Entries supplied:
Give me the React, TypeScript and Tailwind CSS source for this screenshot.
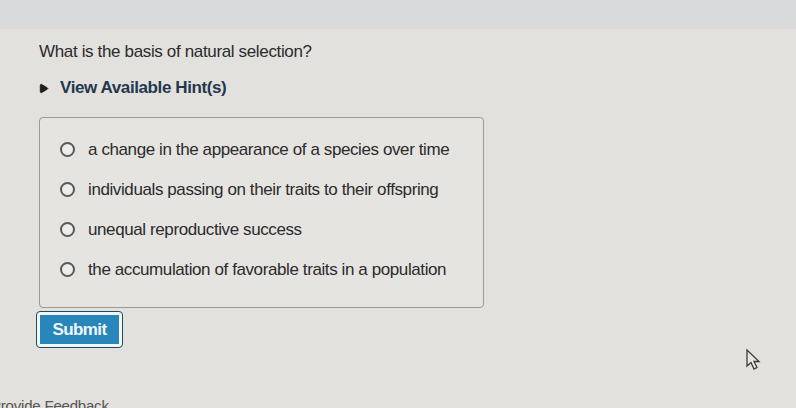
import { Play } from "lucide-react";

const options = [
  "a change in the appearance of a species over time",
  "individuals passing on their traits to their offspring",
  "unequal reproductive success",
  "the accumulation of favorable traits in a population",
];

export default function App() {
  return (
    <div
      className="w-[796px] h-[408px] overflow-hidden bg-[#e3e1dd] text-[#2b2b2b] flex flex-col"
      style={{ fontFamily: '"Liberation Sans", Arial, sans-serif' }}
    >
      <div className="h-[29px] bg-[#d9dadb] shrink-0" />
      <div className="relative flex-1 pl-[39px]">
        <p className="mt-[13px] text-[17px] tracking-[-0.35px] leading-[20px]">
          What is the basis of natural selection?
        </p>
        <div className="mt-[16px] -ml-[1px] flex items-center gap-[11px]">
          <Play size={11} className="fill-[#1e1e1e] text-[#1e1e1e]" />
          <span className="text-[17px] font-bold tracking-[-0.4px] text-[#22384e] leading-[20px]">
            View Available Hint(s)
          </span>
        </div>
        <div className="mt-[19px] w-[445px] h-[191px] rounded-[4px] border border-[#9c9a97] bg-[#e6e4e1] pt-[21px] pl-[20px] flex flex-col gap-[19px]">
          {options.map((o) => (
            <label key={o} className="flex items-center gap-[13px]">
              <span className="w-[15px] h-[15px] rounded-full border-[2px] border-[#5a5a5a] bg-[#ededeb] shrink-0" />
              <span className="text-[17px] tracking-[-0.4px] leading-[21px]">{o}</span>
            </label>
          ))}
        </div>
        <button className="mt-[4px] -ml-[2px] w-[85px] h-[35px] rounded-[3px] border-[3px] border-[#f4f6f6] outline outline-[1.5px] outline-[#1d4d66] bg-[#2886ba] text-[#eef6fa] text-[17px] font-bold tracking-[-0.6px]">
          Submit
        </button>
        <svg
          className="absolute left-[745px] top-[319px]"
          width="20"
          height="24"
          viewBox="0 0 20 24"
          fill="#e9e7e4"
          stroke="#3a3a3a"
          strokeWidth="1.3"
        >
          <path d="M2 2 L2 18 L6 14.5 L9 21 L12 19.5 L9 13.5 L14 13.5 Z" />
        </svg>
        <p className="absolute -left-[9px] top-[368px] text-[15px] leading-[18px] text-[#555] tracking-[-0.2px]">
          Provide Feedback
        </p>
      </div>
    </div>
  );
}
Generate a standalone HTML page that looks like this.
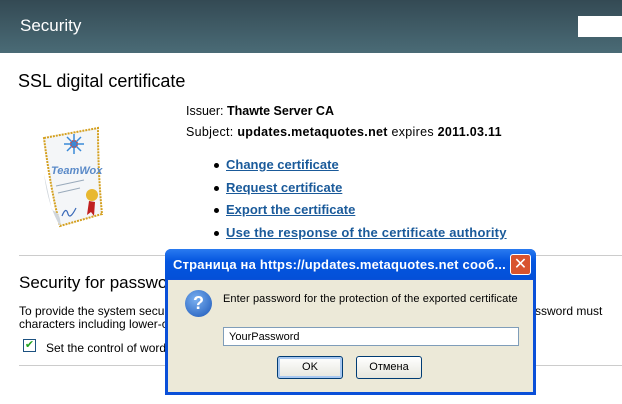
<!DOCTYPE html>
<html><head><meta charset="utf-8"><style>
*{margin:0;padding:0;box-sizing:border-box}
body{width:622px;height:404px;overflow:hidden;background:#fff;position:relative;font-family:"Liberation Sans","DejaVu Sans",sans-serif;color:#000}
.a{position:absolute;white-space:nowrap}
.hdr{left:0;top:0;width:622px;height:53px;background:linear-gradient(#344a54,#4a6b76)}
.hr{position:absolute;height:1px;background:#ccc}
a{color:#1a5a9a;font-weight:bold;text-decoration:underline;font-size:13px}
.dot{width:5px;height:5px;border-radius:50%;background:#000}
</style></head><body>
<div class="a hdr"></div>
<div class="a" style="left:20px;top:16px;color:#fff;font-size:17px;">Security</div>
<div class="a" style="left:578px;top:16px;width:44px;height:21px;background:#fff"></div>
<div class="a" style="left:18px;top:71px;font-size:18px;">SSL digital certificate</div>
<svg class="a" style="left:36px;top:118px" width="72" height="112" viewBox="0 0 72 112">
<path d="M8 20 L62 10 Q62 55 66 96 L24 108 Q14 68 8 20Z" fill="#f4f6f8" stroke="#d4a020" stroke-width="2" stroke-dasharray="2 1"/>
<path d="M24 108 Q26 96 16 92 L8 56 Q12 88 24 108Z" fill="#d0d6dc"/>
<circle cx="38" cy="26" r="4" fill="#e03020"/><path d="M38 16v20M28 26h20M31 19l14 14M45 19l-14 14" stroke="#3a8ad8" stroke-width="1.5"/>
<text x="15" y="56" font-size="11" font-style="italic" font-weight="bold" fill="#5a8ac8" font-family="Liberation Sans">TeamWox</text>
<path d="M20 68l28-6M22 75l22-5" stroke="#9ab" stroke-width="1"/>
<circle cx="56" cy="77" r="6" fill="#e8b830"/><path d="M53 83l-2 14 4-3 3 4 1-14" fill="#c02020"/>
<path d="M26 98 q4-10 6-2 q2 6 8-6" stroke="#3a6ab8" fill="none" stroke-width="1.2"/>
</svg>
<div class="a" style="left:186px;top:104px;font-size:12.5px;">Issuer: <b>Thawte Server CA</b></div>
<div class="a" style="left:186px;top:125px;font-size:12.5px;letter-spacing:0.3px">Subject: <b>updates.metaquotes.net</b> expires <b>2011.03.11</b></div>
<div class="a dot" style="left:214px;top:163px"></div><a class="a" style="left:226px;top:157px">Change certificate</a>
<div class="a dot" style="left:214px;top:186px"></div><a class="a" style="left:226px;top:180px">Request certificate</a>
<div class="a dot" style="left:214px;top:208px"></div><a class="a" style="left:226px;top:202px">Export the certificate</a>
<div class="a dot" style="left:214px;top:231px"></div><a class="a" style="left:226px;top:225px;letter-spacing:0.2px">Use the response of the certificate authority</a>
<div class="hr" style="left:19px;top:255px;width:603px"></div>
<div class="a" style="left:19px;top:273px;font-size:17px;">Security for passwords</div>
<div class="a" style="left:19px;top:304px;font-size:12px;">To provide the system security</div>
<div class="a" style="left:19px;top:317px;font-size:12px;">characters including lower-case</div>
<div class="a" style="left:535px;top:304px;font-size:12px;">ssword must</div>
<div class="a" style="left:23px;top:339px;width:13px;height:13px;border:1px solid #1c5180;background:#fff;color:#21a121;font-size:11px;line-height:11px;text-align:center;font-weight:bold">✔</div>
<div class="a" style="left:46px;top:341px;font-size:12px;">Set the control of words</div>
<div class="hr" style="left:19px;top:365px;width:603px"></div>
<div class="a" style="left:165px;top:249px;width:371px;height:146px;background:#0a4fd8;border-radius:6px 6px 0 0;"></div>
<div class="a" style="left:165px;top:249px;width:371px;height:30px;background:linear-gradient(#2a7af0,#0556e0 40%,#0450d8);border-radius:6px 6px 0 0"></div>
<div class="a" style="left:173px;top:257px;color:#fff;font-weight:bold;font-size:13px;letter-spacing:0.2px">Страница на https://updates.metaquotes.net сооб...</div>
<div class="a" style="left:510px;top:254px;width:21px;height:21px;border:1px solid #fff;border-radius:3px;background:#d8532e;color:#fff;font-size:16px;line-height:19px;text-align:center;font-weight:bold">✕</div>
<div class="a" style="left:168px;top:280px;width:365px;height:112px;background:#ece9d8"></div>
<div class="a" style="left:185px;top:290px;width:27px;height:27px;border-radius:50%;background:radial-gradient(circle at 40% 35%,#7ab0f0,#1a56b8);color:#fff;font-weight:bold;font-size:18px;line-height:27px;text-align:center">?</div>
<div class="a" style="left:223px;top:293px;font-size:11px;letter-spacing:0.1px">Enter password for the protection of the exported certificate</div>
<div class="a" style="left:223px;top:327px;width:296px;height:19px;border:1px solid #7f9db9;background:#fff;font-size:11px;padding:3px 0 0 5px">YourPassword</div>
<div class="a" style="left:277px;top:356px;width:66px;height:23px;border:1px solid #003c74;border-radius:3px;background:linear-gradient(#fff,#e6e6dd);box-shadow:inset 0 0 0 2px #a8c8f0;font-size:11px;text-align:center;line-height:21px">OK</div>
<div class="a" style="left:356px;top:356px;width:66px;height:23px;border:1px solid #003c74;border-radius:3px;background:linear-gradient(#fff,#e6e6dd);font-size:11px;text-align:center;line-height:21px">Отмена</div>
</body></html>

Problem to work on: Without including any picture, repeat the data exactly.

Result of the task:
Give me the React, TypeScript and Tailwind CSS source for this screenshot.
import { Play } from "lucide-react";

const options = [
  "a change in the appearance of a species over time",
  "individuals passing on their traits to their offspring",
  "unequal reproductive success",
  "the accumulation of favorable traits in a population",
];

export default function App() {
  return (
    <div
      className="w-[796px] h-[408px] overflow-hidden bg-[#e3e1dd] text-[#2b2b2b] flex flex-col"
      style={{ fontFamily: '"Liberation Sans", Arial, sans-serif' }}
    >
      <div className="h-[29px] bg-[#d9dadb] shrink-0" />
      <div className="relative flex-1 pl-[39px]">
        <p className="mt-[13px] text-[17px] tracking-[-0.35px] leading-[20px]">
          What is the basis of natural selection?
        </p>
        <div className="mt-[16px] -ml-[1px] flex items-center gap-[11px]">
          <Play size={11} className="fill-[#1e1e1e] text-[#1e1e1e]" />
          <span className="text-[17px] font-bold tracking-[-0.4px] text-[#22384e] leading-[20px]">
            View Available Hint(s)
          </span>
        </div>
        <div className="mt-[19px] w-[445px] h-[191px] rounded-[4px] border border-[#9c9a97] bg-[#e6e4e1] pt-[21px] pl-[20px] flex flex-col gap-[19px]">
          {options.map((o) => (
            <label key={o} className="flex items-center gap-[13px]">
              <span className="w-[15px] h-[15px] rounded-full border-[2px] border-[#5a5a5a] bg-[#ededeb] shrink-0" />
              <span className="text-[17px] tracking-[-0.4px] leading-[21px]">{o}</span>
            </label>
          ))}
        </div>
        <button className="mt-[4px] -ml-[2px] w-[85px] h-[35px] rounded-[3px] border-[3px] border-[#f4f6f6] outline outline-[1.5px] outline-[#1d4d66] bg-[#2886ba] text-[#eef6fa] text-[17px] font-bold tracking-[-0.6px]">
          Submit
        </button>
        <svg
          className="absolute left-[745px] top-[319px]"
          width="20"
          height="24"
          viewBox="0 0 20 24"
          fill="#e9e7e4"
          stroke="#3a3a3a"
          strokeWidth="1.3"
        >
          <path d="M2 2 L2 18 L6 14.5 L9 21 L12 19.5 L9 13.5 L14 13.5 Z" />
        </svg>
        <p className="absolute -left-[9px] top-[368px] text-[15px] leading-[18px] text-[#555] tracking-[-0.2px]">
          Provide Feedback
        </p>
      </div>
    </div>
  );
}
Generate a standalone HTML page that looks like this.
<!DOCTYPE html>
<html><head><meta charset="utf-8"><style>
*{margin:0;padding:0;box-sizing:border-box}
body{width:622px;height:404px;overflow:hidden;background:#fff;position:relative;font-family:"Liberation Sans","DejaVu Sans",sans-serif;color:#000}
.a{position:absolute;white-space:nowrap}
.hdr{left:0;top:0;width:622px;height:53px;background:linear-gradient(#344a54,#4a6b76)}
.hr{position:absolute;height:1px;background:#ccc}
a{color:#1a5a9a;font-weight:bold;text-decoration:underline;font-size:13px}
.dot{width:5px;height:5px;border-radius:50%;background:#000}
</style></head><body>
<div class="a hdr"></div>
<div class="a" style="left:20px;top:16px;color:#fff;font-size:17px;">Security</div>
<div class="a" style="left:578px;top:16px;width:44px;height:21px;background:#fff"></div>
<div class="a" style="left:18px;top:71px;font-size:18px;">SSL digital certificate</div>
<svg class="a" style="left:36px;top:118px" width="72" height="112" viewBox="0 0 72 112">
<path d="M8 20 L62 10 Q62 55 66 96 L24 108 Q14 68 8 20Z" fill="#f4f6f8" stroke="#d4a020" stroke-width="2" stroke-dasharray="2 1"/>
<path d="M24 108 Q26 96 16 92 L8 56 Q12 88 24 108Z" fill="#d0d6dc"/>
<circle cx="38" cy="26" r="4" fill="#e03020"/><path d="M38 16v20M28 26h20M31 19l14 14M45 19l-14 14" stroke="#3a8ad8" stroke-width="1.5"/>
<text x="15" y="56" font-size="11" font-style="italic" font-weight="bold" fill="#5a8ac8" font-family="Liberation Sans">TeamWox</text>
<path d="M20 68l28-6M22 75l22-5" stroke="#9ab" stroke-width="1"/>
<circle cx="56" cy="77" r="6" fill="#e8b830"/><path d="M53 83l-2 14 4-3 3 4 1-14" fill="#c02020"/>
<path d="M26 98 q4-10 6-2 q2 6 8-6" stroke="#3a6ab8" fill="none" stroke-width="1.2"/>
</svg>
<div class="a" style="left:186px;top:104px;font-size:12.5px;">Issuer: <b>Thawte Server CA</b></div>
<div class="a" style="left:186px;top:125px;font-size:12.5px;letter-spacing:0.3px">Subject: <b>updates.metaquotes.net</b> expires <b>2011.03.11</b></div>
<div class="a dot" style="left:214px;top:163px"></div><a class="a" style="left:226px;top:157px">Change certificate</a>
<div class="a dot" style="left:214px;top:186px"></div><a class="a" style="left:226px;top:180px">Request certificate</a>
<div class="a dot" style="left:214px;top:208px"></div><a class="a" style="left:226px;top:202px">Export the certificate</a>
<div class="a dot" style="left:214px;top:231px"></div><a class="a" style="left:226px;top:225px;letter-spacing:0.2px">Use the response of the certificate authority</a>
<div class="hr" style="left:19px;top:255px;width:603px"></div>
<div class="a" style="left:19px;top:273px;font-size:17px;">Security for passwords</div>
<div class="a" style="left:19px;top:304px;font-size:12px;">To provide the system security</div>
<div class="a" style="left:19px;top:317px;font-size:12px;">characters including lower-case</div>
<div class="a" style="left:535px;top:304px;font-size:12px;">ssword must</div>
<div class="a" style="left:23px;top:339px;width:13px;height:13px;border:1px solid #1c5180;background:#fff;color:#21a121;font-size:11px;line-height:11px;text-align:center;font-weight:bold">✔</div>
<div class="a" style="left:46px;top:341px;font-size:12px;">Set the control of words</div>
<div class="hr" style="left:19px;top:365px;width:603px"></div>
<div class="a" style="left:165px;top:249px;width:371px;height:146px;background:#0a4fd8;border-radius:6px 6px 0 0;"></div>
<div class="a" style="left:165px;top:249px;width:371px;height:30px;background:linear-gradient(#2a7af0,#0556e0 40%,#0450d8);border-radius:6px 6px 0 0"></div>
<div class="a" style="left:173px;top:257px;color:#fff;font-weight:bold;font-size:13px;letter-spacing:0.2px">Страница на https://updates.metaquotes.net сооб...</div>
<div class="a" style="left:510px;top:254px;width:21px;height:21px;border:1px solid #fff;border-radius:3px;background:#d8532e;color:#fff;font-size:16px;line-height:19px;text-align:center;font-weight:bold">✕</div>
<div class="a" style="left:168px;top:280px;width:365px;height:112px;background:#ece9d8"></div>
<div class="a" style="left:185px;top:290px;width:27px;height:27px;border-radius:50%;background:radial-gradient(circle at 40% 35%,#7ab0f0,#1a56b8);color:#fff;font-weight:bold;font-size:18px;line-height:27px;text-align:center">?</div>
<div class="a" style="left:223px;top:293px;font-size:11px;letter-spacing:0.1px">Enter password for the protection of the exported certificate</div>
<div class="a" style="left:223px;top:327px;width:296px;height:19px;border:1px solid #7f9db9;background:#fff;font-size:11px;padding:3px 0 0 5px">YourPassword</div>
<div class="a" style="left:277px;top:356px;width:66px;height:23px;border:1px solid #003c74;border-radius:3px;background:linear-gradient(#fff,#e6e6dd);box-shadow:inset 0 0 0 2px #a8c8f0;font-size:11px;text-align:center;line-height:21px">OK</div>
<div class="a" style="left:356px;top:356px;width:66px;height:23px;border:1px solid #003c74;border-radius:3px;background:linear-gradient(#fff,#e6e6dd);font-size:11px;text-align:center;line-height:21px">Отмена</div>
</body></html>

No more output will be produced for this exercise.